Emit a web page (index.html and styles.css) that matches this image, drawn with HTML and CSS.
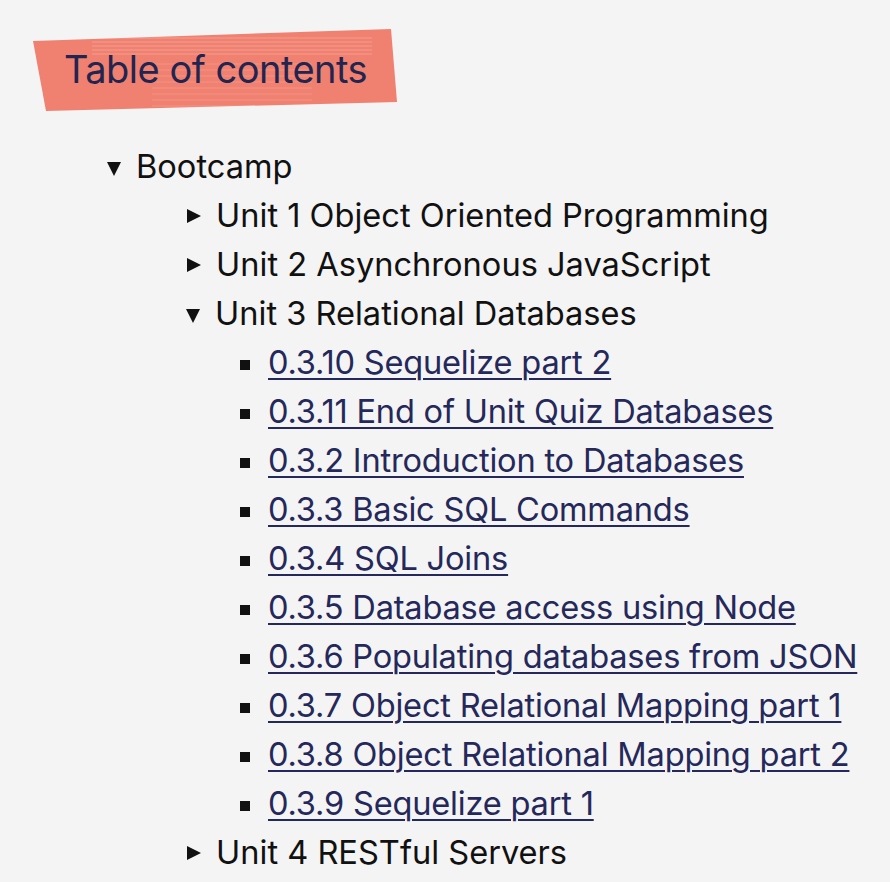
FILE: index.html
```html
<!DOCTYPE html>
<html lang="en">
<head>
<meta charset="utf-8">
<title>Table of contents</title>
<link rel="stylesheet" href="styles.css">
</head>
<body>
<main class="page">
  <h2 class="toc-title">Table of contents</h2>
  <ul class="tree level-0">
    <li class="node open">
      <div class="row"><span class="marker tri-down"></span><span class="label">Bootcamp</span></div>
      <ul class="tree level-1">
        <li class="node"><div class="row"><span class="marker tri-right"></span><span class="label">Unit 1 Object Oriented Programming</span></div></li>
        <li class="node"><div class="row"><span class="marker tri-right"></span><span class="label">Unit 2 Asynchronous JavaScript</span></div></li>
        <li class="node open">
          <div class="row"><span class="marker tri-down"></span><span class="label">Unit 3 Relational Databases</span></div>
          <ul class="tree level-2">
            <li class="row"><span class="marker sq"></span><a href="#" class="link">0.3.10 Sequelize part 2</a></li>
            <li class="row"><span class="marker sq"></span><a href="#" class="link">0.3.11 End of Unit Quiz Databases</a></li>
            <li class="row"><span class="marker sq"></span><a href="#" class="link">0.3.2 Introduction to Databases</a></li>
            <li class="row"><span class="marker sq"></span><a href="#" class="link">0.3.3 Basic SQL Commands</a></li>
            <li class="row"><span class="marker sq"></span><a href="#" class="link">0.3.4 SQL Joins</a></li>
            <li class="row"><span class="marker sq"></span><a href="#" class="link">0.3.5 Database access using Node</a></li>
            <li class="row"><span class="marker sq"></span><a href="#" class="link">0.3.6 Populating databases from JSON</a></li>
            <li class="row"><span class="marker sq"></span><a href="#" class="link">0.3.7 Object Relational Mapping part 1</a></li>
            <li class="row"><span class="marker sq"></span><a href="#" class="link">0.3.8 Object Relational Mapping part 2</a></li>
            <li class="row"><span class="marker sq"></span><a href="#" class="link">0.3.9 Sequelize part 1</a></li>
          </ul>
        </li>
        <li class="node"><div class="row"><span class="marker tri-right"></span><span class="label">Unit 4 RESTful Servers</span></div></li>
      </ul>
    </li>
  </ul>
</main>
</body>
</html>
```
FILE: styles.css
```css
html, body {
  margin: 0;
  padding: 0;
  background: #f4f4f4;
}
body {
  font-family: Inter, "Noto Sans", sans-serif;
  color: #111;
}
.page {
  padding: 29px 0 0 32px;
}
.toc-title {
  margin: 0;
  width: 365px;
  height: 82px;
  box-sizing: border-box;
  padding: 17px 0 0 32px;
  background:
    repeating-linear-gradient(to bottom,
      rgba(255,255,255,0) 0px,
      rgba(255,255,255,0) 2px,
      rgba(255,255,255,0.22) 3px,
      rgba(255,255,255,0) 4px) 60px 6px / 280px 22px no-repeat,
    repeating-linear-gradient(to bottom,
      rgba(255,255,255,0) 0px,
      rgba(255,255,255,0) 4px,
      rgba(255,255,255,0.14) 5px,
      rgba(255,255,255,0) 6px) 120px 30px / 160px 48px no-repeat,
    #f08170;
  clip-path: polygon(1px 12px, 359px 0, 365px 73px, 14px 82px);
  font-weight: 400;
  font-size: 38px;
  line-height: 46px;
  color: #22254f;
  letter-spacing: -0.5px;
}
.tree {
  list-style: none;
  margin: 0;
  padding: 0;
}
.level-0 {
  margin-top: 31px;
  padding-left: 105px;
}
.level-1 {
  padding-left: 79px;
}
.level-2 {
  padding-left: 52px;
}
.row {
  display: flex;
  align-items: flex-start;
  height: 49px;
  font-size: 32.6px;
  line-height: 49px;
}
.marker {
  flex: none;
  width: 0;
  height: 0;
}
.tri-down {
  margin-left: -30px;
  margin-right: 15px;
  margin-top: 20px;
  border-left: 7.5px solid transparent;
  border-right: 7.5px solid transparent;
  border-top: 14px solid #111;
}
.tri-right {
  margin-left: -29px;
  margin-right: 15px;
  margin-top: 18px;
  border-top: 7.5px solid transparent;
  border-bottom: 7.5px solid transparent;
  border-left: 14px solid #111;
}
.sq {
  width: 10px;
  height: 10px;
  margin-left: -28px;
  margin-right: 18px;
  margin-top: 22px;
  background: #111;
}
.link {
  color: #25285a;
  letter-spacing: -0.2px;
  text-decoration: underline;
  text-underline-offset: 4px;
  text-decoration-thickness: 2px;
}
```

::::::::

Set the pictures aside and transcribe the data above exactly.

Emit a web page (index.html and styles.css) that matches this image, drawn with HTML and CSS.
FILE: index.html
```html
<!DOCTYPE html>
<html lang="en">
<head>
<meta charset="utf-8">
<title>Table of contents</title>
<link rel="stylesheet" href="styles.css">
</head>
<body>
<main class="page">
  <h2 class="toc-title">Table of contents</h2>
  <ul class="tree level-0">
    <li class="node open">
      <div class="row"><span class="marker tri-down"></span><span class="label">Bootcamp</span></div>
      <ul class="tree level-1">
        <li class="node"><div class="row"><span class="marker tri-right"></span><span class="label">Unit 1 Object Oriented Programming</span></div></li>
        <li class="node"><div class="row"><span class="marker tri-right"></span><span class="label">Unit 2 Asynchronous JavaScript</span></div></li>
        <li class="node open">
          <div class="row"><span class="marker tri-down"></span><span class="label">Unit 3 Relational Databases</span></div>
          <ul class="tree level-2">
            <li class="row"><span class="marker sq"></span><a href="#" class="link">0.3.10 Sequelize part 2</a></li>
            <li class="row"><span class="marker sq"></span><a href="#" class="link">0.3.11 End of Unit Quiz Databases</a></li>
            <li class="row"><span class="marker sq"></span><a href="#" class="link">0.3.2 Introduction to Databases</a></li>
            <li class="row"><span class="marker sq"></span><a href="#" class="link">0.3.3 Basic SQL Commands</a></li>
            <li class="row"><span class="marker sq"></span><a href="#" class="link">0.3.4 SQL Joins</a></li>
            <li class="row"><span class="marker sq"></span><a href="#" class="link">0.3.5 Database access using Node</a></li>
            <li class="row"><span class="marker sq"></span><a href="#" class="link">0.3.6 Populating databases from JSON</a></li>
            <li class="row"><span class="marker sq"></span><a href="#" class="link">0.3.7 Object Relational Mapping part 1</a></li>
            <li class="row"><span class="marker sq"></span><a href="#" class="link">0.3.8 Object Relational Mapping part 2</a></li>
            <li class="row"><span class="marker sq"></span><a href="#" class="link">0.3.9 Sequelize part 1</a></li>
          </ul>
        </li>
        <li class="node"><div class="row"><span class="marker tri-right"></span><span class="label">Unit 4 RESTful Servers</span></div></li>
      </ul>
    </li>
  </ul>
</main>
</body>
</html>
```
FILE: styles.css
```css
html, body {
  margin: 0;
  padding: 0;
  background: #f4f4f4;
}
body {
  font-family: Inter, "Noto Sans", sans-serif;
  color: #111;
}
.page {
  padding: 29px 0 0 32px;
}
.toc-title {
  margin: 0;
  width: 365px;
  height: 82px;
  box-sizing: border-box;
  padding: 17px 0 0 32px;
  background:
    repeating-linear-gradient(to bottom,
      rgba(255,255,255,0) 0px,
      rgba(255,255,255,0) 2px,
      rgba(255,255,255,0.22) 3px,
      rgba(255,255,255,0) 4px) 60px 6px / 280px 22px no-repeat,
    repeating-linear-gradient(to bottom,
      rgba(255,255,255,0) 0px,
      rgba(255,255,255,0) 4px,
      rgba(255,255,255,0.14) 5px,
      rgba(255,255,255,0) 6px) 120px 30px / 160px 48px no-repeat,
    #f08170;
  clip-path: polygon(1px 12px, 359px 0, 365px 73px, 14px 82px);
  font-weight: 400;
  font-size: 38px;
  line-height: 46px;
  color: #22254f;
  letter-spacing: -0.5px;
}
.tree {
  list-style: none;
  margin: 0;
  padding: 0;
}
.level-0 {
  margin-top: 31px;
  padding-left: 105px;
}
.level-1 {
  padding-left: 79px;
}
.level-2 {
  padding-left: 52px;
}
.row {
  display: flex;
  align-items: flex-start;
  height: 49px;
  font-size: 32.6px;
  line-height: 49px;
}
.marker {
  flex: none;
  width: 0;
  height: 0;
}
.tri-down {
  margin-left: -30px;
  margin-right: 15px;
  margin-top: 20px;
  border-left: 7.5px solid transparent;
  border-right: 7.5px solid transparent;
  border-top: 14px solid #111;
}
.tri-right {
  margin-left: -29px;
  margin-right: 15px;
  margin-top: 18px;
  border-top: 7.5px solid transparent;
  border-bottom: 7.5px solid transparent;
  border-left: 14px solid #111;
}
.sq {
  width: 10px;
  height: 10px;
  margin-left: -28px;
  margin-right: 18px;
  margin-top: 22px;
  background: #111;
}
.link {
  color: #25285a;
  letter-spacing: -0.2px;
  text-decoration: underline;
  text-underline-offset: 4px;
  text-decoration-thickness: 2px;
}
```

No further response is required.